“Karapatan strongly urges President Rodrigo R. Duterte to rethink his statement on the termination of peace talks between the Government of the Republic of the Philippines (GRP) and the National Democratic Front of the Philippines (NDFP)” opened the human rights group in a February 6 statement.

The group believed that the Duterte’s backing out from peace talks will bring more suffering to the people and pointed out the Philippine military as perpetrators of human rights violations during the time of ceasefire and active phase of peace negotiations from June 2016 to January 2017.

“Pres. Duterte should see that one big roadblock is the Armed Forces of the Philippines (AFP) being warmongers and peace saboteurs, within and outside the peace process,” continued the statement.

Karapatan cited political killings, enforced disappearances, illegal arrests and detention, threats and harassment of village residents were perpetrated by the AFP without let-up, exposing the GRP’s unilateral ceasefire “as a sham.”

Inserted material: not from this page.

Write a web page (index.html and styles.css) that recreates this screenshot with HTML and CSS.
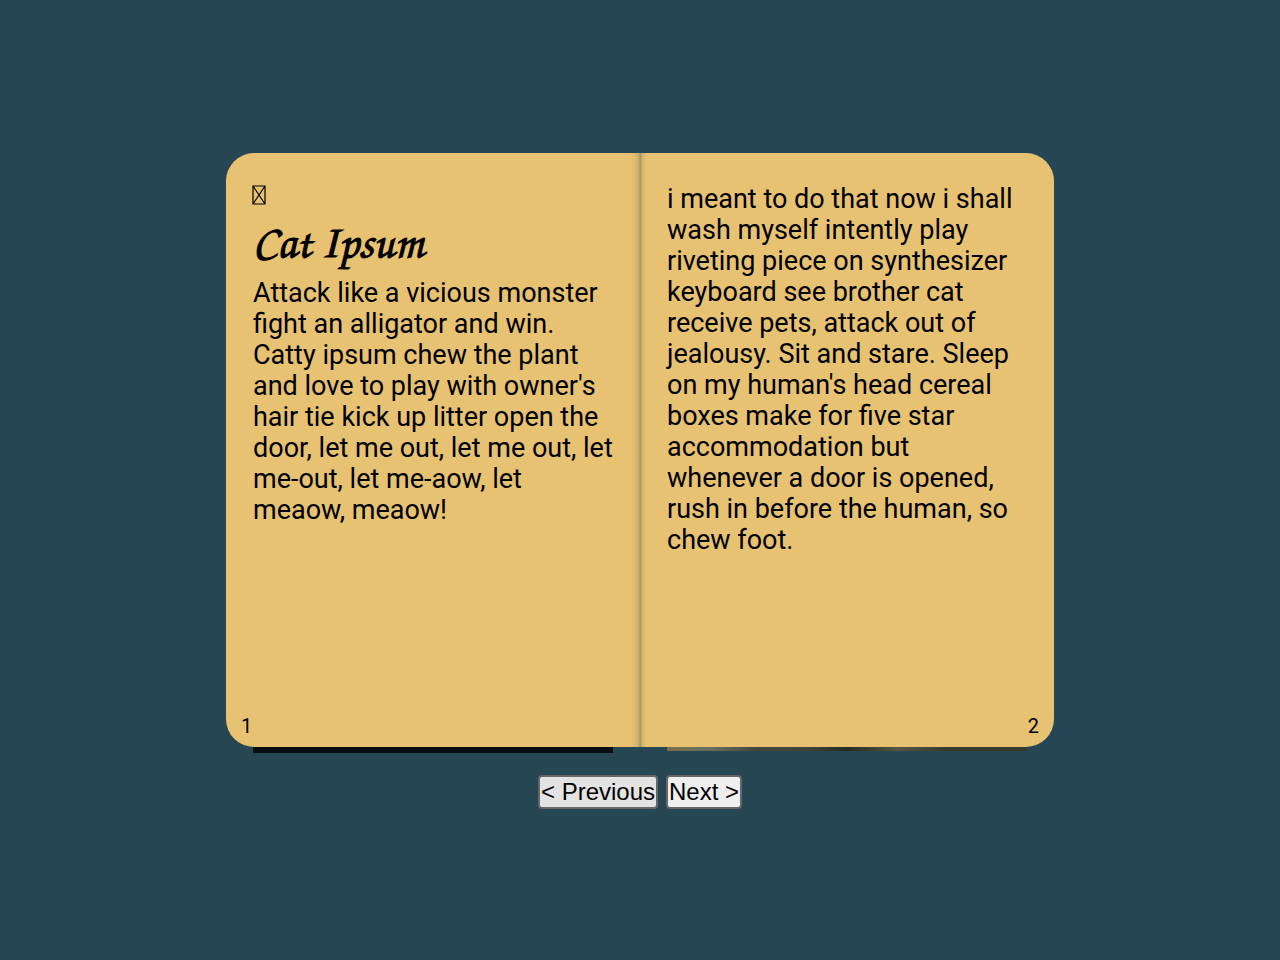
FILE: index.html
```html
<!DOCTYPE html>
<html lang="en">

<head>
    <meta charset="UTF-8">
    <meta name="viewport" content="width=device-width, initial-scale=1.0">
    <title>Cat Ipsum</title>
    <link rel="stylesheet" href="styles.css">
</head>

<body>
    <main class="book">
        <section class="leaf">
            <article class="page page-left">
                <svg class="glyph" viewBox="0 0 14 20" width="14" height="20" aria-hidden="true">
                    <path d="M1 1H13V19H1ZM1 1L13 19M13 1L1 19" fill="none" stroke="#000" stroke-width="1.2" />
                </svg>
                <h1 class="title">Cat Ipsum</h1>
                <p>Attack like a vicious monster fight an alligator and win. Catty ipsum chew the plant and love to play with owner's hair tie kick up litter open the door, let me out, let me out, let me-out, let me-aow, let meaow, meaow!</p>
                <span class="number">1</span>
            </article>
            <div class="edge edge-left"></div>
        </section>
        <section class="leaf">
            <article class="page page-right">
                <p>i meant to do that now i shall wash myself intently play riveting piece on synthesizer keyboard see brother cat receive pets, attack out of jealousy. Sit and stare. Sleep on my human's head cereal boxes make for five star accommodation but whenever a door is opened, rush in before the human, so chew foot.</p>
                <span class="number">2</span>
            </article>
            <div class="edge edge-right"></div>
        </section>
    </main>

    <nav class="controls">
        <button type="button" class="previous">&lt; Previous</button>
        <button type="button" class="next">Next &gt;</button>
    </nav>
</body>

</html>
```
FILE: styles.css
```css
* {
    box-sizing: border-box;
}

body {
    display: flex;
    flex-direction: column;
    align-items: center;
    justify-content: center;
    min-height: 100vh;
    margin: 0;
    padding-top: 2px;
    background-color: #264653;
    color: #000;
    font-family: Roboto, sans-serif;
    font-size: 27px;
    line-height: 31px;
}

p,
h1 {
    margin: 0;
}

.book {
    display: grid;
    grid-template-columns: 1fr 1fr;
    width: 90%;
    max-width: 828px;
}

.leaf {
    display: flex;
    flex-direction: column;
}

.page {
    display: flex;
    flex-direction: column;
    min-height: 594px;
    padding: 31px 24px 5px 27px;
    background-color: #e7c272;
}

.page-left {
    border-radius: 28px 0 0 28px;
    background-image: linear-gradient(to left, #a69a68, #d3b169 2px, #e7c272 9px);
}

.page-right {
    border-radius: 0 28px 28px 0;
    background-image: linear-gradient(to right, #8c9768, #d3b169 2px, #e7c272 6px);
}

.glyph {
    margin: 1px 0 6px -1px;
}

.title {
    margin: 14px 0 22px;
    font-family: "TeX Gyre Chorus", "Z003", "URW Chancery L", "Apple Chancery", cursive;
    font-size: 46px;
    font-weight: bold;
    -webkit-text-stroke: 1px #000;
}

.number {
    margin: auto -9px 0 -12px;
    font-size: 20px;
}

.page-right .number {
    text-align: right;
}

/* the pages lying underneath */
.edge {
    height: 6px;
    margin: 0 27px;
}

.edge-left {
    background-color: #090d0d;
}

.edge-right {
    height: 4px;
    background-image: linear-gradient(to right, #7c6d4d, #66705d 12%, #43453e 25%, #40423a 40%, #222c24 50%, #565543 64%, #38392e 78%, #38392e);
}

.controls {
    display: flex;
    gap: 8px;
    margin-top: 22px;
}

button {
    padding: 1px;
    border: 2px solid #666;
    border-radius: 4px;
    background-color: #eee;
    color: #000;
    font-family: "Liberation Sans", sans-serif;
    font-size: 24px;
    line-height: 28px;
    cursor: pointer;
}

.previous {
    background-color: #e3e3e3;
}
```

Karapatan tallied 10 extrajudicial killings, 2 enforced disappearances and 25 illegal arrests and detention and thousands affected in cases of AFP encampment of schools, medical, religious and public places, and cases of threats against civilians due to indiscriminate firing, bombing, artillery fire, landmines, etc. The group submitted their report of GRP political and civil rights violations from August 21 to December 26, 2016 during the peace talks.

The group also pointed out that the AFP is standing in the way of the release of political prisoners, as Duterte himself admitted.

Until recently, Duterte committed to release the political prisoners in compliance with peace talks agreements.

READ: The trail of the promise to release political prisoners

“Ultimately, it is the people who will suffer from the absence of GRP-NDFP official peace talks. History has shown that militarist measures such as counter-insurgency programs never led to the solution of armed rebellion in the country. They instead lead to human and people’s rights violations against the masses in rural and urban communities,” said Karapatan.

Deal with issues on the formal peace table

The Philippine Ecumenical Peace Platform (PEPP) on February 8 called on both the GRP and the NDFP “to resume the formal peace talks in order to address the roots of the armed conflict despite recent developments that threaten to scuttle it for good.”

The PEPP took note of recent developments that, in just over the weekend, threatened the work for peace.

“Negotiations should not be bogged down by accusations and counter-accusations. Outstanding issues should be threshed out in principled dialogue over the negotiating table where great strides towards peace have been made in the last three formal rounds of talks between the two parties facilitated by the Royal Norwegian Government,” said the statement.

The PEPP said that the parties should make use of the Supplemental Guidelines to the Joint Monitoring Committee under the Comprehensive Agreement on Respect for Human Rights and International Humanitarian Law (CARHRIHL) to address the accusations of both parties that have led to the present breakdown. The Supplemental Guidelines was signed within the third round of peace talks from January 19 to 25.

“The PEPP has always maintained that all signed agreements that were painstakingly negotiated by both parties are signs of hope and should be honored to serve as building blocks for a better future. This recent crisis in the peace talks shows how fragile the peace negotiations are and the people’s vigilance is needed to see to it that the parties involved stay on course,” said the statement.

The PEPP is a platform working for a just and enduring peace by supporting the peace process between the GRP-NDFP. PEPP includes the Catholic Bishop’s Conference of the Philippines (CBCP), National Council of Churches in the Philippines (NCCP), Association of Major Religious Superiors of the Philippines (AMRSP), Philippine Council of Evangelical Churches (PCEC) and the Ecumenical Bishops’ Forum (EBF).